As would be expected, system administrators can be alerted by email if some
class of problem is detected. In addition, OSSEC has the ability to
perform "active responses" based on certain kinds of attacks. OSSEC comes
with a handful of pre-defined responses for things like adding an IP
address to /etc/hosts.deny or to various firewalls' deny lists.
Adding additional active responses is done by creating an XML chunk that specifies
what to run and another to describe when to run it.
The fourth main feature of OSSEC is rootkit detection that runs
periodically on client systems.
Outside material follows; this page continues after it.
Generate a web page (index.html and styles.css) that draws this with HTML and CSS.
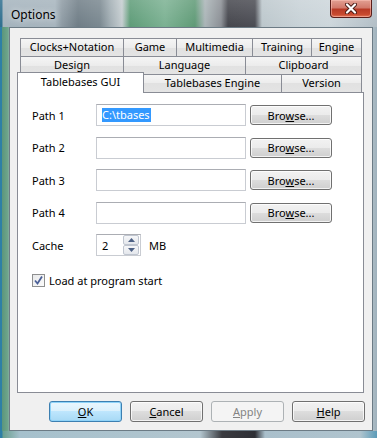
FILE: index.html
```html
<!DOCTYPE html>
<html lang="en">
<head>
  <meta charset="UTF-8" />
  <title>Options</title>
  <link rel="stylesheet" href="styles.css">
</head>
<body>

  <!-- Title Bar -->
  <div class="titlebar">
    <span class="title">Options</span>
    <div class="close">
      <svg width="12" height="11" viewBox="0 0 12 11">
        <path d="M2 1.5 L10 9.5 M10 1.5 L2 9.5" stroke="#4a1a14" stroke-width="4" stroke-linecap="round" />
        <path d="M2 1.5 L10 9.5 M10 1.5 L2 9.5" stroke="#ffffff" stroke-width="2.2" stroke-linecap="round" />
      </svg>
    </div>
  </div>

  <!-- Dialog Client Area -->
  <div class="client">

    <!-- Tabs -->
    <div class="tabs">
      <div class="tab-row indent">
        <div class="tab first" style="width:104px">Clocks+Notation</div>
        <div class="tab" style="width:53px">Game</div>
        <div class="tab" style="width:76px">Multimedia</div>
        <div class="tab" style="width:59px">Training</div>
        <div class="tab" style="width:50px">Engine</div>
      </div>
      <div class="tab-row indent">
        <div class="tab first" style="width:104px">Design</div>
        <div class="tab" style="width:122px">Language</div>
        <div class="tab" style="width:116px">Clipboard</div>
      </div>
      <div class="tab-row">
        <div class="tab first selected" style="width:127px">Tablebases GUI</div>
        <div class="tab" style="width:138px">Tablebases Engine</div>
        <div class="tab" style="width:80px">Version</div>
      </div>
    </div>

    <!-- Tab Page -->
    <div class="panel">
      <div class="fields">
        <div class="field-row">
          <span class="label">Path 1</span>
          <div class="textbox"><span class="selection">C:\tbases</span></div>
          <button class="btn browse">Bro<u>w</u>se...</button>
        </div>
        <div class="field-row">
          <span class="label">Path 2</span>
          <div class="textbox"></div>
          <button class="btn browse">Bro<u>w</u>se...</button>
        </div>
        <div class="field-row">
          <span class="label">Path 3</span>
          <div class="textbox"></div>
          <button class="btn browse">Bro<u>w</u>se...</button>
        </div>
        <div class="field-row">
          <span class="label">Path 4</span>
          <div class="textbox"></div>
          <button class="btn browse">Bro<u>w</u>se...</button>
        </div>
        <div class="field-row">
          <span class="label">Cache</span>
          <div class="spin">
            <span class="spin-value">2</span>
            <div class="spin-buttons">
              <div class="spin-btn">
                <svg width="7" height="4" viewBox="0 0 7 4"><path d="M0 4 L3.5 0 L7 4 Z" fill="#4d6185" /></svg>
              </div>
              <div class="spin-btn">
                <svg width="7" height="4" viewBox="0 0 7 4"><path d="M0 0 L3.5 4 L7 0 Z" fill="#4d6185" /></svg>
              </div>
            </div>
          </div>
          <span class="unit">MB</span>
        </div>
      </div>

      <div class="check-row">
        <div class="checkbox">
          <svg width="11" height="11" viewBox="0 0 11 11">
            <path d="M2 5.5 L4.5 8.5 L9 1.5" fill="none" stroke="#4a5f97" stroke-width="1.8" />
          </svg>
        </div>
        <span>Load at program start</span>
      </div>
    </div>

    <!-- Dialog Buttons -->
    <div class="buttons">
      <button class="btn default"><u>O</u>K</button>
      <button class="btn"><u>C</u>ancel</button>
      <button class="btn disabled"><u>A</u>pply</button>
      <button class="btn"><u>H</u>elp</button>
    </div>
  </div>

  <div class="frame-bottom"></div>

</body>
</html>
```

FILE: styles.css
```css
* {
  box-sizing: border-box;
}

body {
  margin: 0;
  width: 377px;
  height: 438px;
  overflow: hidden;
  font-family: 'Noto Sans', 'Open Sans', sans-serif;
  font-size: 11px;
  color: #000;
  background: linear-gradient(to right, #2d7fa6 0, #2d7fa6 2px, #5b957b 2px, #6fa68c 8px, #a8b8c0 10px, #b5c3ca 370px, #9fb1bc 377px);
}

/* Aero Title Bar */
.titlebar {
  height: 27px;
  display: flex;
  align-items: flex-start;
  background:
    linear-gradient(to bottom, rgba(255, 255, 255, 0.15), rgba(255, 255, 255, 0)),
    linear-gradient(to right, #2f6f8f 0, #2f6f8f 2px, #a4b3bd 3px, #a6b4bd 55px, #8d9aa3 62px, #6f7d86 78px, #7a8890 100px, #a0acb2 110px, #c5cdd0 122px, #5e9c78 130px, #7bb192 165px, #5f9a76 195px, #aab4b7 205px, #8a8e94 221px, #45464d 228px, #4b4c53 255px, #bcc7cc 262px, #c8d2d7 300px, #cdd6db 330px, #b2bec6 377px);
}

.title {
  padding: 6px 0 0 11px;
  font-size: 12px;
  text-shadow: 0 0 6px rgba(255, 255, 255, 0.9);
}

.close {
  margin-left: auto;
  margin-right: 5px;
  width: 42px;
  height: 18px;
  border: 1px solid #5a1e1a;
  border-top: none;
  border-radius: 0 0 4px 4px;
  background: linear-gradient(to bottom, #e2a093 0, #d27a6c 45%, #b83a26 55%, #c84a30 85%, #e4785a 100%);
  box-shadow: inset 0 0 0 1px rgba(255, 200, 190, 0.5);
  display: flex;
  align-items: center;
  justify-content: center;
}

/* Client Area */
.client {
  margin: 0 4px 0 9px;
  height: 404px;
  border: 1px solid #6c7b85;
  background-color: #f0f0f0;
  padding: 10px 8px 0 7px;
}

.tabs {
  height: 54px;
}

.tab-row {
  display: flex;
  height: 18px;
}

.tab-row.indent {
  padding-left: 3px;
}

.tab {
  height: 18px;
  border-top: 1px solid #898c95;
  border-right: 1px solid #898c95;
  background: linear-gradient(to bottom, #f5f5f5 0, #ececec 50%, #e1e1e1 50%, #e4e4e4 100%);
  text-align: center;
  line-height: 16px;
  flex: none;
}

.tab.first {
  border-left: 1px solid #898c95;
}

.tab.selected {
  position: relative;
  z-index: 1;
  height: 21px;
  margin-top: -2px;
  background: #fff;
  line-height: 18px;
}

.panel {
  height: 301px;
  border: 1px solid #898c95;
  background-color: #fff;
  padding: 11px 0 0 14px;
}

.fields {
  display: flex;
  flex-direction: column;
  gap: 10.5px;
}

.field-row {
  display: flex;
  align-items: center;
  height: 22px;
}

.label {
  width: 64px;
}

.textbox {
  width: 150px;
  height: 22px;
  border: 1px solid #c9ccd2;
  border-top-color: #abadb3;
  margin-right: 4px;
  padding: 2px 0 0 5px;
}

.selection {
  display: inline-block;
  background-color: #3399ff;
  color: #fff;
  line-height: 13px;
  padding: 0 1px 1px 0;
}

.btn {
  width: 73px;
  height: 21px;
  padding: 0;
  font-family: inherit;
  font-size: 11px;
  color: #000;
  border: 1px solid #707070;
  border-radius: 3px;
  background: linear-gradient(to bottom, #f2f2f2 0, #ebebeb 50%, #dddddd 50%, #cfcfcf 100%);
  box-shadow: inset 0 0 0 1px rgba(255, 255, 255, 0.75);
}

.btn.browse {
  width: 82px;
  height: 20px;
}

.btn.default {
  border-color: #3c7fb1;
  background: linear-gradient(to bottom, #eaf6fd 0, #d9f0fc 50%, #bee6fd 50%, #a7d9f5 100%);
  box-shadow: inset 0 0 0 1px #8fd3f8;
}

.btn.disabled {
  border-color: #adb2b5;
  background: #f4f4f4;
  color: #838383;
  box-shadow: none;
}

/* Cache Spin Box */
.spin {
  width: 45px;
  height: 22px;
  border: 1px solid #c9ccd2;
  border-top-color: #abadb3;
  display: flex;
  align-items: center;
}

.spin-value {
  padding-left: 5px;
}

.spin-buttons {
  margin-left: auto;
  margin-right: 1px;
  display: flex;
  flex-direction: column;
}

.spin-btn {
  width: 16px;
  height: 10px;
  border: 1px solid #c0c6d0;
  border-radius: 2px;
  background: linear-gradient(to bottom, #f6f7f9, #e4e7ec);
  display: flex;
  align-items: center;
  justify-content: center;
}

.unit {
  margin-left: 8px;
}

.check-row {
  display: flex;
  align-items: center;
  gap: 4px;
  margin-top: 18px;
  height: 13px;
}

.checkbox {
  width: 13px;
  height: 13px;
  border: 1px solid #8e8f8f;
  background: linear-gradient(to bottom right, #e8e9ea, #fbfbfb);
  display: flex;
  align-items: center;
  justify-content: center;
}

.buttons {
  display: flex;
  justify-content: flex-end;
  gap: 8px;
  margin: 8px -1px 0 0;
}

.frame-bottom {
  height: 7px;
  background: linear-gradient(to right, #2d7fa6 0, #2d7fa6 2px, #69a08f 3px, #a5c0cc 20px, #b3c6cf 200px, #3a3b40 222px, #2e2f35 255px, #a9bfcb 265px, #b0c4ce 360px, #5b9bb8 377px);
}
```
For Windows clients, there is an
additional feature that checks the registry for changes, and alerts the
administrator of any it finds.
OSSEC was originally written by Daniel Cid and released as free software in
2004. Since that time, the code has been acquired twice, most recently
by Trend Micro, which
offers commercial support for OSSEC. It is licensed under the GPLv3, and
is available as a tarball (along with SHA1/MD5 hashes for verification) from the installation
As with any HIDS solution, it will require some tweaking for specific
environments to reduce false-positives to a manageable level. OSSEC has a
number of useful features and looks to be a solution that is growing in
popularity. It would seem to be a good candidate for one or more
distributions to pick up and configure for their specific needs, which
would make it easier for their users to start monitoring with OSSEC. For
anyone considering HIDS for security at their site, OSSEC is worth a look.